* Data *
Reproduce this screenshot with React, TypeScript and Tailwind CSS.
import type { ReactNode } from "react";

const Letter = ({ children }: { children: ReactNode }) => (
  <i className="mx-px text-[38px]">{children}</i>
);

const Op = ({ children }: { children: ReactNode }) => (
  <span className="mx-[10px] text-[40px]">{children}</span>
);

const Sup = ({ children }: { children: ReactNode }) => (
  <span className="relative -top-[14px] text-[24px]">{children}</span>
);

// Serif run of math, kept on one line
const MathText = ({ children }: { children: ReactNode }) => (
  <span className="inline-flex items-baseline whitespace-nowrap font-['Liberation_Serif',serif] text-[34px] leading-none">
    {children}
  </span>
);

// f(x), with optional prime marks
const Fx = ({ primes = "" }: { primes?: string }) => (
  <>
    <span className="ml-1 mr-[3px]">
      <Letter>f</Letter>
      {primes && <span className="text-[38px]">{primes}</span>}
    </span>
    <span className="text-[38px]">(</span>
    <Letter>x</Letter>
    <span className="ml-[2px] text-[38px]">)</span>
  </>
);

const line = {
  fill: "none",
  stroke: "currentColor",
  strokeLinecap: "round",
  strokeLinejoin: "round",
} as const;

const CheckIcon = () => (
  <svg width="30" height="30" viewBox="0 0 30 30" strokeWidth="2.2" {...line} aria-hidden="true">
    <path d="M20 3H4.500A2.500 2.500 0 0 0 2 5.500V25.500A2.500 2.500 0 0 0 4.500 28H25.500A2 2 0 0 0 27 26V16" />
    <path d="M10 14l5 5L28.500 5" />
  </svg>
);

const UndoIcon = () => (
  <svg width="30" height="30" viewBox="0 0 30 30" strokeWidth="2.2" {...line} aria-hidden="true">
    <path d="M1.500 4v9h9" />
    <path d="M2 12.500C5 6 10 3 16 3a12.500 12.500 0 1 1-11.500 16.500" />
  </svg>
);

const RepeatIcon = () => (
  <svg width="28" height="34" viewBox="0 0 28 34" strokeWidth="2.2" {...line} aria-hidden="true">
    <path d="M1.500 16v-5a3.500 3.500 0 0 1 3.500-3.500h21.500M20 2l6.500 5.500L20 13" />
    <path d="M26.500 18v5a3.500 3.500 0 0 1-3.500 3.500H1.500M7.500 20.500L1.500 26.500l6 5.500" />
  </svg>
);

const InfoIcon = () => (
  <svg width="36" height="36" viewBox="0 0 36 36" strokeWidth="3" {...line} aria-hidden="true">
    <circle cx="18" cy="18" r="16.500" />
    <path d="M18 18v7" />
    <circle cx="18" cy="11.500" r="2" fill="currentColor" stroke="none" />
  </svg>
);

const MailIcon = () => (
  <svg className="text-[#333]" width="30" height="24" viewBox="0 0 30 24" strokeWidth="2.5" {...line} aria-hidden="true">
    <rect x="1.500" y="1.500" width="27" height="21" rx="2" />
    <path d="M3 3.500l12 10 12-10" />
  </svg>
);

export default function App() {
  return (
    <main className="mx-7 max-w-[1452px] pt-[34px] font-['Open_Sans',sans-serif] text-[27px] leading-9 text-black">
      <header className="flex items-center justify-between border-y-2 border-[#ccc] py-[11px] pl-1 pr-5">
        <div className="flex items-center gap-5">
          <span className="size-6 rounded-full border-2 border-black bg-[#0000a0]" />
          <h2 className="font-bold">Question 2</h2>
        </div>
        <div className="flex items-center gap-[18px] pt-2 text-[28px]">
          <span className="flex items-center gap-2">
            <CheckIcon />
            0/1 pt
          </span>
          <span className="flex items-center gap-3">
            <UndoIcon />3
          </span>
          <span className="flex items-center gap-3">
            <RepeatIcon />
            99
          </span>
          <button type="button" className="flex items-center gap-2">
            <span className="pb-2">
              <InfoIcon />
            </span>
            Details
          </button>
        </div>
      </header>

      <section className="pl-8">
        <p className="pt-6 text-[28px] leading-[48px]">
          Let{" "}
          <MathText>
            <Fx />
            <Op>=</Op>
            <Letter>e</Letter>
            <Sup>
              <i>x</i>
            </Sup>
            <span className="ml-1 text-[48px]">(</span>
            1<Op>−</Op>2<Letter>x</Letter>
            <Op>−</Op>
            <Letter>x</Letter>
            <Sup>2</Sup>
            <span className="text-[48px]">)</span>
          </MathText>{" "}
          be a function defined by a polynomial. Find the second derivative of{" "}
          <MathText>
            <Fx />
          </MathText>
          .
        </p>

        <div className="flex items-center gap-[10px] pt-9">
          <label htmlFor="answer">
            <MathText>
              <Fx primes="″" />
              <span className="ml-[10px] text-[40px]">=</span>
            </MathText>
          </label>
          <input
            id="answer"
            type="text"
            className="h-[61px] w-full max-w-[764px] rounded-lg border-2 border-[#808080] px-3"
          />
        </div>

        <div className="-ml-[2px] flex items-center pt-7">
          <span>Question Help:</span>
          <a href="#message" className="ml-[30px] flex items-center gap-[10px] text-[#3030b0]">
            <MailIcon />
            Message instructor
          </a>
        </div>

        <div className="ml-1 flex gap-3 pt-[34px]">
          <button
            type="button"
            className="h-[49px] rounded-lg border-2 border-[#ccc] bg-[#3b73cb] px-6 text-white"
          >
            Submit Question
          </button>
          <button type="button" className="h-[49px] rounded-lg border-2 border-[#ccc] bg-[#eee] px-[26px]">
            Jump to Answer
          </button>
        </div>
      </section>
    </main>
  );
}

* Exercise details *
Return the whole listing exactly.

* Final result *
Reproduce this screenshot with React, TypeScript and Tailwind CSS.
import type { ReactNode } from "react";

const Letter = ({ children }: { children: ReactNode }) => (
  <i className="mx-px text-[38px]">{children}</i>
);

const Op = ({ children }: { children: ReactNode }) => (
  <span className="mx-[10px] text-[40px]">{children}</span>
);

const Sup = ({ children }: { children: ReactNode }) => (
  <span className="relative -top-[14px] text-[24px]">{children}</span>
);

// Serif run of math, kept on one line
const MathText = ({ children }: { children: ReactNode }) => (
  <span className="inline-flex items-baseline whitespace-nowrap font-['Liberation_Serif',serif] text-[34px] leading-none">
    {children}
  </span>
);

// f(x), with optional prime marks
const Fx = ({ primes = "" }: { primes?: string }) => (
  <>
    <span className="ml-1 mr-[3px]">
      <Letter>f</Letter>
      {primes && <span className="text-[38px]">{primes}</span>}
    </span>
    <span className="text-[38px]">(</span>
    <Letter>x</Letter>
    <span className="ml-[2px] text-[38px]">)</span>
  </>
);

const line = {
  fill: "none",
  stroke: "currentColor",
  strokeLinecap: "round",
  strokeLinejoin: "round",
} as const;

const CheckIcon = () => (
  <svg width="30" height="30" viewBox="0 0 30 30" strokeWidth="2.2" {...line} aria-hidden="true">
    <path d="M20 3H4.500A2.500 2.500 0 0 0 2 5.500V25.500A2.500 2.500 0 0 0 4.500 28H25.500A2 2 0 0 0 27 26V16" />
    <path d="M10 14l5 5L28.500 5" />
  </svg>
);

const UndoIcon = () => (
  <svg width="30" height="30" viewBox="0 0 30 30" strokeWidth="2.2" {...line} aria-hidden="true">
    <path d="M1.500 4v9h9" />
    <path d="M2 12.500C5 6 10 3 16 3a12.500 12.500 0 1 1-11.500 16.500" />
  </svg>
);

const RepeatIcon = () => (
  <svg width="28" height="34" viewBox="0 0 28 34" strokeWidth="2.2" {...line} aria-hidden="true">
    <path d="M1.500 16v-5a3.500 3.500 0 0 1 3.500-3.500h21.500M20 2l6.500 5.500L20 13" />
    <path d="M26.500 18v5a3.500 3.500 0 0 1-3.500 3.500H1.500M7.500 20.500L1.500 26.500l6 5.500" />
  </svg>
);

const InfoIcon = () => (
  <svg width="36" height="36" viewBox="0 0 36 36" strokeWidth="3" {...line} aria-hidden="true">
    <circle cx="18" cy="18" r="16.500" />
    <path d="M18 18v7" />
    <circle cx="18" cy="11.500" r="2" fill="currentColor" stroke="none" />
  </svg>
);

const MailIcon = () => (
  <svg className="text-[#333]" width="30" height="24" viewBox="0 0 30 24" strokeWidth="2.5" {...line} aria-hidden="true">
    <rect x="1.500" y="1.500" width="27" height="21" rx="2" />
    <path d="M3 3.500l12 10 12-10" />
  </svg>
);

export default function App() {
  return (
    <main className="mx-7 max-w-[1452px] pt-[34px] font-['Open_Sans',sans-serif] text-[27px] leading-9 text-black">
      <header className="flex items-center justify-between border-y-2 border-[#ccc] py-[11px] pl-1 pr-5">
        <div className="flex items-center gap-5">
          <span className="size-6 rounded-full border-2 border-black bg-[#0000a0]" />
          <h2 className="font-bold">Question 2</h2>
        </div>
        <div className="flex items-center gap-[18px] pt-2 text-[28px]">
          <span className="flex items-center gap-2">
            <CheckIcon />
            0/1 pt
          </span>
          <span className="flex items-center gap-3">
            <UndoIcon />3
          </span>
          <span className="flex items-center gap-3">
            <RepeatIcon />
            99
          </span>
          <button type="button" className="flex items-center gap-2">
            <span className="pb-2">
              <InfoIcon />
            </span>
            Details
          </button>
        </div>
      </header>

      <section className="pl-8">
        <p className="pt-6 text-[28px] leading-[48px]">
          Let{" "}
          <MathText>
            <Fx />
            <Op>=</Op>
            <Letter>e</Letter>
            <Sup>
              <i>x</i>
            </Sup>
            <span className="ml-1 text-[48px]">(</span>
            1<Op>−</Op>2<Letter>x</Letter>
            <Op>−</Op>
            <Letter>x</Letter>
            <Sup>2</Sup>
            <span className="text-[48px]">)</span>
          </MathText>{" "}
          be a function defined by a polynomial. Find the second derivative of{" "}
          <MathText>
            <Fx />
          </MathText>
          .
        </p>

        <div className="flex items-center gap-[10px] pt-9">
          <label htmlFor="answer">
            <MathText>
              <Fx primes="″" />
              <span className="ml-[10px] text-[40px]">=</span>
            </MathText>
          </label>
          <input
            id="answer"
            type="text"
            className="h-[61px] w-full max-w-[764px] rounded-lg border-2 border-[#808080] px-3"
          />
        </div>

        <div className="-ml-[2px] flex items-center pt-7">
          <span>Question Help:</span>
          <a href="#message" className="ml-[30px] flex items-center gap-[10px] text-[#3030b0]">
            <MailIcon />
            Message instructor
          </a>
        </div>

        <div className="ml-1 flex gap-3 pt-[34px]">
          <button
            type="button"
            className="h-[49px] rounded-lg border-2 border-[#ccc] bg-[#3b73cb] px-6 text-white"
          >
            Submit Question
          </button>
          <button type="button" className="h-[49px] rounded-lg border-2 border-[#ccc] bg-[#eee] px-[26px]">
            Jump to Answer
          </button>
        </div>
      </section>
    </main>
  );
}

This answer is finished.